Code that builds pages

::::

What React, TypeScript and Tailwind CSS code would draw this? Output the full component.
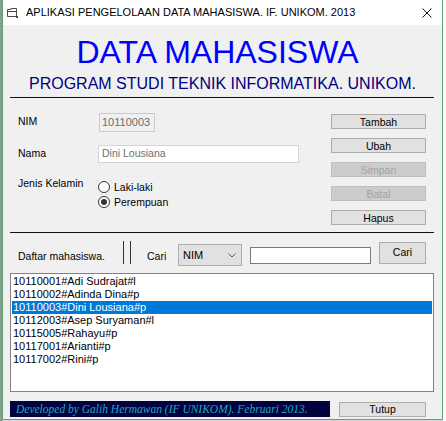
import React from "react";

const rows = [
  "10110001#Adi Sudrajat#l",
  "10110002#Adinda Dina#p",
  "10110003#Dini Lousiana#p",
  "10112003#Asep Suryaman#l",
  "10115005#Rahayu#p",
  "10117001#Arianti#p",
  "10117002#Rini#p",
];

function Btn({ label, disabled }: { label: string; disabled?: boolean }) {
  return (
    <div
      className={
        "w-[95px] h-[15px] border flex items-center justify-center text-[10.5px] leading-[12px] " +
        (disabled
          ? "bg-[#cccccc] border-[#bfbfbf] text-[#a3a3a3]"
          : "bg-[#e1e1e1] border-[#adadad] text-black")
      }
    >
      {label}
    </div>
  );
}

function Radio({ label, checked }: { label: string; checked?: boolean }) {
  return (
    <div className="h-[15px] flex items-center">
      <div className="w-[12px] h-[12px] rounded-full border border-[#333333] bg-white flex items-center justify-center">
        {checked && <div className="w-[6px] h-[6px] rounded-full bg-[#333333]" />}
      </div>
      <span className="ml-[4px] text-[10.5px] leading-[12px]">{label}</span>
    </div>
  );
}

export default function App() {
  return (
    <div
      className="w-[446px] h-[421px] overflow-hidden bg-[#d6d6d6] flex text-black"
      style={{ fontFamily: '"Liberation Sans", Arial, sans-serif' }}
    >
      <div className="w-[2px] h-full bg-[#8d9a90]" />
      <div className="w-[441px] h-[420px] border-x border-b border-[#5aa574] bg-[#f0f0f0] flex flex-col">
        {/* title bar */}
        <div className="h-[25px] bg-white flex items-center">
          <svg className="ml-[4px]" width="11" height="10" viewBox="0 0 11 10">
            <path d="M0.5 1.5 H4 V0.5 H9.5 V8.5 H0.5 Z" fill="none" stroke="#4a4a4a" />
            <path d="M0.5 3.5 H9.5" stroke="#4a4a4a" />
            <rect x="9" y="8" width="2" height="2" fill="#4a4a4a" />
          </svg>
          <span className="ml-[8px] text-[11px] leading-[13px]">
            APLIKASI PENGELOLAAN DATA MAHASISWA. IF. UNIKOM. 2013
          </span>
          <svg className="ml-auto mr-[10px]" width="10" height="10" viewBox="0 0 10 10">
            <path d="M0.5 0.5 L9.5 9.5 M9.5 0.5 L0.5 9.5" stroke="#111" strokeWidth="1" />
          </svg>
        </div>

        {/* header */}
        <div className="pt-[11px] pr-[10px] text-center text-[32px] leading-[32px] text-[#0000ff]">
          DATA MAHASISWA
        </div>
        <div className="mt-[7.5px] text-center text-[16px] leading-[16px] text-[#000080]">
          PROGRAM STUDI TEKNIK INFORMATIKA. UNIKOM.
        </div>
        <div className="mt-[5.5px] ml-[7px] w-[424px] h-[1px] bg-[#111111]" />

        {/* form */}
        <div className="h-[134px] flex">
          <div className="pl-[15px] pt-[15px] flex flex-col">
            <div className="flex h-[19px]">
              <div className="w-[81px] pt-[2px] text-[10.5px] leading-[12px]">NIM</div>
              <div className="w-[56px] h-[19px] border border-[#cccccc] bg-[#f0f0f0] text-[11px] text-[#6d6d6d] pl-[2px] flex items-center">
                10110003
              </div>
            </div>
            <div className="flex h-[18px] mt-[13px]">
              <div className="w-[80px] pt-[2px] text-[10.5px] leading-[12px]">Nama</div>
              <div className="w-[201px] h-[18px] border border-[#d5d5d5] bg-white text-[10.5px] text-[#6d6d6d] pl-[3px] flex items-center">
                Dini Lousiana
              </div>
            </div>
            <div className="flex mt-[14px]">
              <div className="w-[80px] text-[10.5px] leading-[12px]">Jenis Kelamin</div>
              <div className="pt-[2.5px] flex flex-col">
                <Radio label="Laki-laki" />
                <Radio label="Perempuan" checked />
              </div>
            </div>
          </div>
          <div className="ml-auto mr-[16px] pt-[16px] flex flex-col gap-[9px]">
            <Btn label="Tambah" />
            <Btn label="Ubah" />
            <Btn label="Simpan" disabled />
            <Btn label="Batal" disabled />
            <Btn label="Hapus" />
          </div>
        </div>
        <div className="ml-[7px] w-[424px] h-[1px] bg-[#111111]" />

        {/* search bar */}
        <div className="h-[40px] flex items-start">
          <div className="ml-[15px] mt-[17px] w-[105px] text-[10.5px] leading-[12px]">Daftar mahasiswa.</div>
          <div className="mt-[8px] w-[1px] h-[23px] bg-[#333333]" />
          <div className="ml-[6px] mt-[8px] w-[1px] h-[23px] bg-[#333333]" />
          <div className="ml-[16px] mt-[17px] w-[31px] text-[10.5px] leading-[12px]">Cari</div>
          <div className="mt-[11px] w-[64px] h-[22px] border border-[#adadad] bg-[#e1e1e1] flex items-center pl-[4px] text-[11px]">
            NIM
            <svg className="ml-auto mr-[5px]" width="8" height="5" viewBox="0 0 8 5">
              <path d="M0.5 0.5 L4 4 L7.5 0.5" fill="none" stroke="#555" />
            </svg>
          </div>
          <div className="ml-[8px] mt-[14px] w-[121px] h-[17px] border border-[#7a7a7a] bg-white" />
          <div className="ml-[8px] mt-[9px] w-[47px] h-[22px] border border-[#adadad] bg-[#e1e1e1] flex items-center justify-center text-[10.5px]">
            Cari
          </div>
        </div>

        {/* list */}
        <div className="ml-[7px] w-[424px] h-[119px] bg-white border border-[#828282] pt-[1px] px-[1px]">
          {rows.map((r, i) => (
            <div
              key={r}
              className={
                "h-[13px] leading-[13px] text-[11px] pl-[1px] " +
                (i === 2 ? "bg-[#0078d7] text-white" : "text-black")
              }
            >
              {r}
            </div>
          ))}
        </div>

        {/* footer */}
        <div className="mt-[9px] flex items-start">
          <div
            className="ml-[7px] w-[320px] h-[16px] bg-[#02023f] text-[#1fa7c9] italic text-[11.5px] leading-[16px] pl-[6px] whitespace-nowrap"
            style={{ fontFamily: '"Liberation Serif", serif' }}
          >
            Developed by Galih Hermawan (IF UNIKOM). Februari 2013.
          </div>
          <div className="ml-[9px] mt-[1px] w-[87px] h-[15px] border border-[#adadad] bg-[#e1e1e1] flex items-center justify-center text-[10.5px]">
            Tutup
          </div>
        </div>
      </div>
      <div className="flex-1 h-full bg-white" />
    </div>
  );
}
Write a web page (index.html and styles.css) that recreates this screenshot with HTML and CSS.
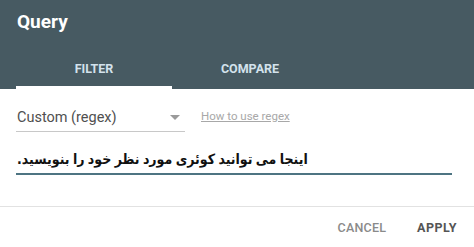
FILE: index.html
```html
<!DOCTYPE html>
<html>
<head>
<meta charset="utf-8">
<link rel="stylesheet" href="styles.css">
</head>
<body>
<div class="dialog">
  <div class="header">
    <div class="title">Query</div>
    <div class="tabs">
      <div class="tab active">FILTER</div>
      <div class="tab">COMPARE</div>
    </div>
  </div>
  <div class="body">
    <div class="row">
      <div class="select">
        <span class="select-text">Custom (regex)</span>
        <span class="arrow"></span>
      </div>
      <a class="link">How to use regex</a>
    </div>
    <div class="input"><span class="fa" dir="rtl">اینجا می توانید کوئری مورد نظر خود را بنویسید.</span></div>
  </div>
  <div class="footer">
    <span class="btn cancel">CANCEL</span>
    <span class="btn apply">APPLY</span>
  </div>
</div>
</body>
</html>
```
FILE: styles.css
```css
html, body { margin: 0; padding: 0; background: #fff; }
body { font-family: Roboto, "Liberation Sans", Arial, sans-serif; width: 474px; height: 247px; overflow: hidden; }
.dialog { display: flex; flex-direction: column; }
.header { background: #475a62; height: 89px; display: flex; flex-direction: column; }
.title { color: #fff; font-weight: 700; font-size: 19px; line-height: 24px; padding: 10px 0 0 17px; }
.tabs { display: flex; margin-top: auto; padding-left: 16px; height: 48px; }
.tab { width: 156px; display: flex; align-items: center; justify-content: center; color: #d3e2ec; font-weight: 700; font-size: 12.5px; padding-top: 6px; box-sizing: border-box; }
.tab.active { border-bottom: 3px solid #fff; padding-top: 9px; }
.body { padding: 0 22px 0 16px; }
.row { display: flex; align-items: flex-end; margin-top: 18px; }
.select { width: 169px; display: flex; align-items: center; border-bottom: 1px solid #c8c8c8; height: 25px; box-sizing: border-box; padding-left: 1px; padding-bottom: 4px; }
.select-text { color: #505050; font-size: 14.5px; flex: 1; }
.arrow { width: 0; height: 0; border-left: 5px solid transparent; border-right: 5px solid transparent; border-top: 5px solid #9a9a9a; margin-right: 5px; }
.link { color: #a8a8a8; font-size: 11.5px; text-decoration: underline; margin-left: 16px; padding-bottom: 9px; }
.input { margin-top: 16px; border-bottom: 2px solid #4d7482; height: 25px; padding-left: 1px; }
.fa { font-family: "DejaVu Sans Condensed", "DejaVu Sans", sans-serif; font-weight: 700; font-size: 14px; word-spacing: -1px; color: #111; display: inline-block; line-height: 22px; }
.footer { border-top: 1px solid #e2e2e2; margin-top: 31px; display: flex; justify-content: flex-end; padding: 13px 17px 0 0; gap: 31px; }
.btn { font-size: 12.5px; font-weight: 500; letter-spacing: 0.2px; }
.cancel { color: #8a8a8a; }
.apply { color: #555; font-weight: 700; letter-spacing: 0.5px; }
```
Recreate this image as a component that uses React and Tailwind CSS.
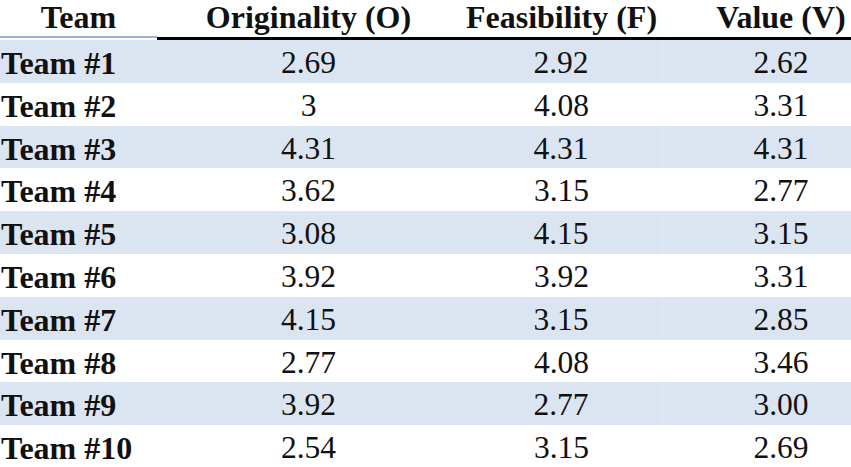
import React from 'react';

const rows = [
  ['Team #1', '2.69', '2.92', '2.62'],
  ['Team #2', '3', '4.08', '3.31'],
  ['Team #3', '4.31', '4.31', '4.31'],
  ['Team #4', '3.62', '3.15', '2.77'],
  ['Team #5', '3.08', '4.15', '3.15'],
  ['Team #6', '3.92', '3.92', '3.31'],
  ['Team #7', '4.15', '3.15', '2.85'],
  ['Team #8', '2.77', '4.08', '3.46'],
  ['Team #9', '3.92', '2.77', '3.00'],
  ['Team #10', '2.54', '3.15', '2.69'],
];

const App = () => {
  return (
    <div className="w-[851px] h-[467px] overflow-hidden bg-white text-[#111] font-['Liberation_Serif','Times_New_Roman',serif] text-[32px]">
      {/* Header */}
      <div className="grid grid-cols-[157px_303px_203px_188px] h-[40px] font-bold">
        <div className="self-start h-[38px] leading-[35px] text-center border-b-2 border-[#95b3d7]">Team</div>
        <div className="leading-[35px] text-center border-b-[3px] border-black">Originality (O)</div>
        <div className="leading-[35px] text-center border-b-[3px] border-black">Feasibility (F)</div>
        <div className="leading-[35px] text-center pl-[48px] border-b-[3px] border-black">Value (V)</div>
      </div>

      {/* Body */}
      {rows.map((r, i) => {
        const shaded = i % 2 === 0;
        return (
          <div
            key={r[0]}
            className={`grid grid-cols-[157px_303px_203px_188px] h-[42.8px] ${shaded ? 'bg-[#dbe5f1]' : 'bg-white'}`}
          >
            <div className="pt-[6px] leading-[34px] font-bold pl-[1px]">{r[0]}</div>
            <div className="pt-[6px] leading-[34px] text-center text-[31.5px]">{r[1]}</div>
            <div className={`pt-[6px] leading-[34px] text-center text-[31.5px] ${shaded ? 'border-r border-[#e3eaf4]' : ''}`}>{r[2]}</div>
            <div className="pt-[6px] leading-[34px] text-center text-[31.5px] pl-[48px]">{r[3]}</div>
          </div>
        );
      })}
    </div>
  );
};

export default App;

::::

Reproduce exactly the section that begins with the line containing "Recreate this image" and ends with the line containing "import React from 'react';". Both boundary lines belong in the copy, but pictures do not.

Recreate this image as a component that uses React and Tailwind CSS.
import React from 'react';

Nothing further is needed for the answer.